- RECORD EXTRACTS
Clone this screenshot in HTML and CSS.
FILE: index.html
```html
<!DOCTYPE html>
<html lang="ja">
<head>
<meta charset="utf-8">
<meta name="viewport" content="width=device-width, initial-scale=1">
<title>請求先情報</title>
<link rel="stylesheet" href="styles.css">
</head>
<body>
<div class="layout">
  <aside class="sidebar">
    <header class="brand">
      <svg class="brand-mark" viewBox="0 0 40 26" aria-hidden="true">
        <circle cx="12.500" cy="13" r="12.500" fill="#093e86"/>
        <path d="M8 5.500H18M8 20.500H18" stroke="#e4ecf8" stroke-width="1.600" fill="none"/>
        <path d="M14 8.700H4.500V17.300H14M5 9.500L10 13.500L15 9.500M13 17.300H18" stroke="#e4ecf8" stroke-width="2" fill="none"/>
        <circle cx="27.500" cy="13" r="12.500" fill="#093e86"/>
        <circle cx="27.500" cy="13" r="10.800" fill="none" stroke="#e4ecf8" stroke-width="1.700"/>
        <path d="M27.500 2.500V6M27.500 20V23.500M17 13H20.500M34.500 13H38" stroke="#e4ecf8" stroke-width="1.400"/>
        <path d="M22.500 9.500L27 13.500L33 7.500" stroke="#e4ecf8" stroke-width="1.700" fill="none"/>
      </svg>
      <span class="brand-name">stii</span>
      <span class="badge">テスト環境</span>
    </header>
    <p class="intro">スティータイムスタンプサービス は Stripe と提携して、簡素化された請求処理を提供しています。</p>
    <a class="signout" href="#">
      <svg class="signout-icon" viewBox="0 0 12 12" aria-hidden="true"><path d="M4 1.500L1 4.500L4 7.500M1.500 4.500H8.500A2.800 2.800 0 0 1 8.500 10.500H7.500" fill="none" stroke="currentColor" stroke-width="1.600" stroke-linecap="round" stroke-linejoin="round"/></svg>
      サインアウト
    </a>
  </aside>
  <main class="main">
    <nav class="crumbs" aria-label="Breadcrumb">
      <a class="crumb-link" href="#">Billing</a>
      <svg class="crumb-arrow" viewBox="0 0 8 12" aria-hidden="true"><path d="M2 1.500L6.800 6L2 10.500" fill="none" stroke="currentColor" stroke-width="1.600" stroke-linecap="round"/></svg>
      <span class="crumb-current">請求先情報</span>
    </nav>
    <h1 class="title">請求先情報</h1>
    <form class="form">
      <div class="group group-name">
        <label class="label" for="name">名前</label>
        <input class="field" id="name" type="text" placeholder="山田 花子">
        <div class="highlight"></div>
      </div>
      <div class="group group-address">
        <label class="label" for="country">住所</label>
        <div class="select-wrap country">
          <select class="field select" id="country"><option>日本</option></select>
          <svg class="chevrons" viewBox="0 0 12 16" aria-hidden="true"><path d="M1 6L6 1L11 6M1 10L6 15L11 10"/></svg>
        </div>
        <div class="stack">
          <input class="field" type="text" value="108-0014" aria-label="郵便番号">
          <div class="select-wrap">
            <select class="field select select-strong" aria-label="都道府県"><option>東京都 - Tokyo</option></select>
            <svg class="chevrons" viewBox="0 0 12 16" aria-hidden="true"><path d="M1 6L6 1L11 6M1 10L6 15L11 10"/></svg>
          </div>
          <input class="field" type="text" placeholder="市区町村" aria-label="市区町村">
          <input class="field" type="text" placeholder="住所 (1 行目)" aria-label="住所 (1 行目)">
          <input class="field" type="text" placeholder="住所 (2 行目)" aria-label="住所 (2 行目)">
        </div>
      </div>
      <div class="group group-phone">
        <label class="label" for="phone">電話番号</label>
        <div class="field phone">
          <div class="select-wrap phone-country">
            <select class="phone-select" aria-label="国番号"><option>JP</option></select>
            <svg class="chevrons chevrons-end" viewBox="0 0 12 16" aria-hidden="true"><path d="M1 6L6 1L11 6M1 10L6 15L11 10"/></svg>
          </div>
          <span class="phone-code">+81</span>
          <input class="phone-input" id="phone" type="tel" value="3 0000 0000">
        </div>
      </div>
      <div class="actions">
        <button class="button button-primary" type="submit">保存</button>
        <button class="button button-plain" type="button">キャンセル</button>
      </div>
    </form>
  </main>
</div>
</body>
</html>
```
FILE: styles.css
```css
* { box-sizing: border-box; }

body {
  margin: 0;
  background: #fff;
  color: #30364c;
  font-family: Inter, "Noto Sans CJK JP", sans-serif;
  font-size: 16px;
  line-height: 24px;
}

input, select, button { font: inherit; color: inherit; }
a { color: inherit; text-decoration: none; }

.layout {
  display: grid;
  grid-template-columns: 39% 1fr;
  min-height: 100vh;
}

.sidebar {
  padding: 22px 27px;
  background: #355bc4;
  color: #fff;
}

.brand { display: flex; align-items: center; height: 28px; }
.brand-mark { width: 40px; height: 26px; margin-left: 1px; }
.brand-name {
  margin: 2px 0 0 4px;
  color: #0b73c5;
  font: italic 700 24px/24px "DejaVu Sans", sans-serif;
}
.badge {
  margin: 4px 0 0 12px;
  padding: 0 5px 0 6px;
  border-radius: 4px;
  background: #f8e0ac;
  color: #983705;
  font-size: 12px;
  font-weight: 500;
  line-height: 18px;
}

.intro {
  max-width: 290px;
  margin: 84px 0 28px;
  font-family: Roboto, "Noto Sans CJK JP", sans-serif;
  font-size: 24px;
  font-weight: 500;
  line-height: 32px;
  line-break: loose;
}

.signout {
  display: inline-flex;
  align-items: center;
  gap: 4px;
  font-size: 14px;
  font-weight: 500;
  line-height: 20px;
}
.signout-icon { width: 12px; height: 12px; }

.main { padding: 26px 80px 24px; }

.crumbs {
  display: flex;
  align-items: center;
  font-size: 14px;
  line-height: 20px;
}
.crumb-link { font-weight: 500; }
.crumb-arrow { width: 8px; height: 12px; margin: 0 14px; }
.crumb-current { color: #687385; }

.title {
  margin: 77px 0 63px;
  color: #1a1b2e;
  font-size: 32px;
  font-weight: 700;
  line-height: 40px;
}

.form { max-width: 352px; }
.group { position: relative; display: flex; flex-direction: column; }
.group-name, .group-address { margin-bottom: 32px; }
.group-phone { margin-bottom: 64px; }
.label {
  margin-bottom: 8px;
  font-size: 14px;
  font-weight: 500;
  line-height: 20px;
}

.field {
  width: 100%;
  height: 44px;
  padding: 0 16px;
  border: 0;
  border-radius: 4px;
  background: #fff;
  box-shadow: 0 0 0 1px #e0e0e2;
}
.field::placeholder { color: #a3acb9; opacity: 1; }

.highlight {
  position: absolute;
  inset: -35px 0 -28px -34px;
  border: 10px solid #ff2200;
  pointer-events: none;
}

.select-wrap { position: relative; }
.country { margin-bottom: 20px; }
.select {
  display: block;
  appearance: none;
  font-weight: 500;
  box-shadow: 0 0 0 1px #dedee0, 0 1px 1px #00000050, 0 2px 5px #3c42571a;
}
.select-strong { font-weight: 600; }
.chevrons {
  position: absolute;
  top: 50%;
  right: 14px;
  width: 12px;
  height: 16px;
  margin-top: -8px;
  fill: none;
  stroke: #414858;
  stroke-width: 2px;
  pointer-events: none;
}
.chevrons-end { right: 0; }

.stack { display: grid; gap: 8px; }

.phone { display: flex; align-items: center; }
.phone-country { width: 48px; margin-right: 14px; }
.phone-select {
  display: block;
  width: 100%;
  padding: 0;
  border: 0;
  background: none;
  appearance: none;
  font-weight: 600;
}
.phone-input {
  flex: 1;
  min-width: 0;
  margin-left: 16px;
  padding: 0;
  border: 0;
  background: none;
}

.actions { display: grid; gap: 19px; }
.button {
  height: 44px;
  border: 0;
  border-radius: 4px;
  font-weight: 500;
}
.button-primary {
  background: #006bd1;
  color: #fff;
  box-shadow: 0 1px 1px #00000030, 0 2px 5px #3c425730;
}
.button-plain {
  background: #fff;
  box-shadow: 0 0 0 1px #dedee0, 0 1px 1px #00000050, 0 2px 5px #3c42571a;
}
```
==
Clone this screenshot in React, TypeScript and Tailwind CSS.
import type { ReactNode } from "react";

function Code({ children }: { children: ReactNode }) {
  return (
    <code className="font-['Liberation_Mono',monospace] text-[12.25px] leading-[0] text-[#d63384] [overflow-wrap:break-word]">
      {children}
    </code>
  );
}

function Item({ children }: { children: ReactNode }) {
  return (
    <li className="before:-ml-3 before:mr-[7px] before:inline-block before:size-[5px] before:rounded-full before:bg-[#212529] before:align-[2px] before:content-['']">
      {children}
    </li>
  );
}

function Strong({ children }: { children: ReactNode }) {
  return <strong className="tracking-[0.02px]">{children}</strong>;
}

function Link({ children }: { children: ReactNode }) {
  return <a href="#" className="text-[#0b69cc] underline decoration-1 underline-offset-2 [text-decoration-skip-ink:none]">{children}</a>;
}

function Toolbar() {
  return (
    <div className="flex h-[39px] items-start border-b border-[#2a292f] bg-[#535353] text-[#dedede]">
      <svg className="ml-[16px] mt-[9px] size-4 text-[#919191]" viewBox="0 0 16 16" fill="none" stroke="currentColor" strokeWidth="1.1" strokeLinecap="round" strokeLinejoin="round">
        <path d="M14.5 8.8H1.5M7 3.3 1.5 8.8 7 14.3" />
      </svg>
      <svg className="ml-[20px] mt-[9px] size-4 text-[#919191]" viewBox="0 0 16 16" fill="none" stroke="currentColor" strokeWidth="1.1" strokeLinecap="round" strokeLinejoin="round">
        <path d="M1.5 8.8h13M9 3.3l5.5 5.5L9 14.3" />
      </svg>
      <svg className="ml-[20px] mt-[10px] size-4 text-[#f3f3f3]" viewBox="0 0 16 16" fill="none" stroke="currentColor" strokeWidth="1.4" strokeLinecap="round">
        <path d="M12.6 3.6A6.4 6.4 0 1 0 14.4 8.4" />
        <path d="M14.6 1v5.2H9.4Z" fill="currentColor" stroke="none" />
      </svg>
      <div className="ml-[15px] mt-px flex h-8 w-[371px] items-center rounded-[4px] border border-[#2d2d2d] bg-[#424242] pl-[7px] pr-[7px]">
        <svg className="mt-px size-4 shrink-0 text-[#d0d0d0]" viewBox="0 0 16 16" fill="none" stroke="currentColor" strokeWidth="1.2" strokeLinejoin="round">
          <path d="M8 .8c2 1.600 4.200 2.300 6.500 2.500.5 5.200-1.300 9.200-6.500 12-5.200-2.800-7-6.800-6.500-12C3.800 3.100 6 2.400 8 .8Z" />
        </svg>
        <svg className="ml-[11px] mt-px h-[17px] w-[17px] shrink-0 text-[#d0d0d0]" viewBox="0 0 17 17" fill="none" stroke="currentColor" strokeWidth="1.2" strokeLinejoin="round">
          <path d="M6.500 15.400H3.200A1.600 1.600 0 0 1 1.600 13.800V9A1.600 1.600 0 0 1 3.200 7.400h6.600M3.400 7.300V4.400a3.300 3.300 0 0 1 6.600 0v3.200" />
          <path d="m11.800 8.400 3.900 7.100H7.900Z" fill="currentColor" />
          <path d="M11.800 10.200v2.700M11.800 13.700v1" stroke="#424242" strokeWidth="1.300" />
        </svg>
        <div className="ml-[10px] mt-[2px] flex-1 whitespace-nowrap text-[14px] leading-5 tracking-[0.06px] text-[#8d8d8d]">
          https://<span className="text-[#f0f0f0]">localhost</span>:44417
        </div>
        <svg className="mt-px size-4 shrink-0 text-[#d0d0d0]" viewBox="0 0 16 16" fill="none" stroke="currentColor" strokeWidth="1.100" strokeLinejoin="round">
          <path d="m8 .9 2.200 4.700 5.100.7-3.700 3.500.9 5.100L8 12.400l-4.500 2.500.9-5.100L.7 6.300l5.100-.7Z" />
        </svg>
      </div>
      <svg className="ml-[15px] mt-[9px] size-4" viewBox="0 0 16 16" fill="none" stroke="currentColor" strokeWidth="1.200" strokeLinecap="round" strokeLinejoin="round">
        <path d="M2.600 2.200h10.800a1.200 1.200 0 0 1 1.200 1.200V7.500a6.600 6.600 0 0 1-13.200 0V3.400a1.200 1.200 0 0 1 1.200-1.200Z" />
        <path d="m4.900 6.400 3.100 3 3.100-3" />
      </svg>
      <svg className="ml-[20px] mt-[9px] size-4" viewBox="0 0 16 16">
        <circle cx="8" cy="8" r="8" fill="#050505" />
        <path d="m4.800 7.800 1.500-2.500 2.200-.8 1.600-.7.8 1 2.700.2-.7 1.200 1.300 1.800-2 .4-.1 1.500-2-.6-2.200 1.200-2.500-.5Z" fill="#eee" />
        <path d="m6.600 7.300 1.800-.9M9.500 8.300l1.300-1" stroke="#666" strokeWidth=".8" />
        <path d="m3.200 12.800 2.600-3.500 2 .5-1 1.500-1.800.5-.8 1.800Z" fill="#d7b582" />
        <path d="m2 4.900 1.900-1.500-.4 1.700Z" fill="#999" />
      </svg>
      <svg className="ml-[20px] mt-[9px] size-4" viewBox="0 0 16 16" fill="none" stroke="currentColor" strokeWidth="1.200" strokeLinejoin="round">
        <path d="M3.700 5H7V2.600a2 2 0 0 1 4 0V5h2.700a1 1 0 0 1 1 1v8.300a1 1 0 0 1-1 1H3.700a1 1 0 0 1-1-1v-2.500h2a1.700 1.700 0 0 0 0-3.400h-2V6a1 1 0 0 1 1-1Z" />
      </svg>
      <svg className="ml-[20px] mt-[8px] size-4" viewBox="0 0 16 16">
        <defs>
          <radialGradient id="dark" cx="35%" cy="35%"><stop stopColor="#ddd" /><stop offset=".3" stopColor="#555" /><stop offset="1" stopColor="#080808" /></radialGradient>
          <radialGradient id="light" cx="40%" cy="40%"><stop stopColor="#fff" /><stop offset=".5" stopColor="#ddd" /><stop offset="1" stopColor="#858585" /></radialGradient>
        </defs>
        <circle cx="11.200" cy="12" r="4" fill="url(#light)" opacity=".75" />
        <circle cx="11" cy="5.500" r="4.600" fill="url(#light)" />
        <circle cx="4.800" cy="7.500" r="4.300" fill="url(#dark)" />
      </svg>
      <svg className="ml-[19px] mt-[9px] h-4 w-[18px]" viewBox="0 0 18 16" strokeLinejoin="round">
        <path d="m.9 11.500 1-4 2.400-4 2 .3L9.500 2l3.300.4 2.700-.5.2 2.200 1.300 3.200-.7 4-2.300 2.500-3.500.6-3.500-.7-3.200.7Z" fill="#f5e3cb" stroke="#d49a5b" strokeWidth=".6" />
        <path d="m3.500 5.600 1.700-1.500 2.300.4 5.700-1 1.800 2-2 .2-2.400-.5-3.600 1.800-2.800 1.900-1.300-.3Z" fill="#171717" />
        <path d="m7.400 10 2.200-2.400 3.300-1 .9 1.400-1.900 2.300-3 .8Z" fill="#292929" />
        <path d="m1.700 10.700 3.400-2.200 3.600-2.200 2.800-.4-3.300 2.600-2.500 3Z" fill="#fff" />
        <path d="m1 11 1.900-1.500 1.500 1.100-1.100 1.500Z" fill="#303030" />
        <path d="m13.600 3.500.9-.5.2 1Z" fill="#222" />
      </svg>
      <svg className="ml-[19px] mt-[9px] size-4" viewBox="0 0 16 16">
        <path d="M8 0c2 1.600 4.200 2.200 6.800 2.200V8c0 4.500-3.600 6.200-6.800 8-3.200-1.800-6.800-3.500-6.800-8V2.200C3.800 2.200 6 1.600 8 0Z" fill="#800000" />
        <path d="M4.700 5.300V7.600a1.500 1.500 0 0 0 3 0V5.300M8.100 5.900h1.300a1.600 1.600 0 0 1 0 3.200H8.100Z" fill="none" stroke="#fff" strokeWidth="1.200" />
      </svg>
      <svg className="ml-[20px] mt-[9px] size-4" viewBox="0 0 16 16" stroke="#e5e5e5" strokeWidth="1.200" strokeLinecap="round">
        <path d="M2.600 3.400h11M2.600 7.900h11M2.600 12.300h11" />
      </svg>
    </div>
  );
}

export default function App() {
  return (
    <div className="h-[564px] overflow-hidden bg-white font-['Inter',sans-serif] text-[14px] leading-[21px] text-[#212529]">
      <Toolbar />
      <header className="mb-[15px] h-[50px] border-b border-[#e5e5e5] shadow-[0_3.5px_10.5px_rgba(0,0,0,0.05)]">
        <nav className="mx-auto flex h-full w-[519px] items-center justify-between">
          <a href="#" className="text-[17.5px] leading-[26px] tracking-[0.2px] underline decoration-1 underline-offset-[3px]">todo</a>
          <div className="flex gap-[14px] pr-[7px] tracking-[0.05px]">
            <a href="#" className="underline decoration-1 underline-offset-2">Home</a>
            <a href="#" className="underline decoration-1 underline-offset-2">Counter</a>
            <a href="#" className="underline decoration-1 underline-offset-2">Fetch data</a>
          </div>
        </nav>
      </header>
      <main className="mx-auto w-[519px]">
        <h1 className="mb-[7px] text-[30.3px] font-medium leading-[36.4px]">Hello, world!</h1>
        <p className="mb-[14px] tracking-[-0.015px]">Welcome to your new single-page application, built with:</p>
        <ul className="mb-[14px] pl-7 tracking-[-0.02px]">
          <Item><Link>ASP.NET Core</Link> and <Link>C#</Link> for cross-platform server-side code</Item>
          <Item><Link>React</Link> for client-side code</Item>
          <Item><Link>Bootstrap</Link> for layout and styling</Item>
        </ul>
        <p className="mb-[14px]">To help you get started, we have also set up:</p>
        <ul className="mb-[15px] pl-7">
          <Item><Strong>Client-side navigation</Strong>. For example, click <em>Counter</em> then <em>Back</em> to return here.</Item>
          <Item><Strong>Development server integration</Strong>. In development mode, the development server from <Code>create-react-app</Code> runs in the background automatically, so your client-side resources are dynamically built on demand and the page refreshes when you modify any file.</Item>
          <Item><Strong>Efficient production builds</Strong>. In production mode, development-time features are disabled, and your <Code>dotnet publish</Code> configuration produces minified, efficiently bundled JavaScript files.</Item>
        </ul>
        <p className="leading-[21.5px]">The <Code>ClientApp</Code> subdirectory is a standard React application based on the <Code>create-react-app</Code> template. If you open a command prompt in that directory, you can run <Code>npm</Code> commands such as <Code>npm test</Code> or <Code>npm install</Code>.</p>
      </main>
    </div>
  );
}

- DO THIS
Select the lines that carry the string "Clone" and copy them.

- FINAL RESULT
Clone this screenshot in HTML and CSS.
Clone this screenshot in React, TypeScript and Tailwind CSS.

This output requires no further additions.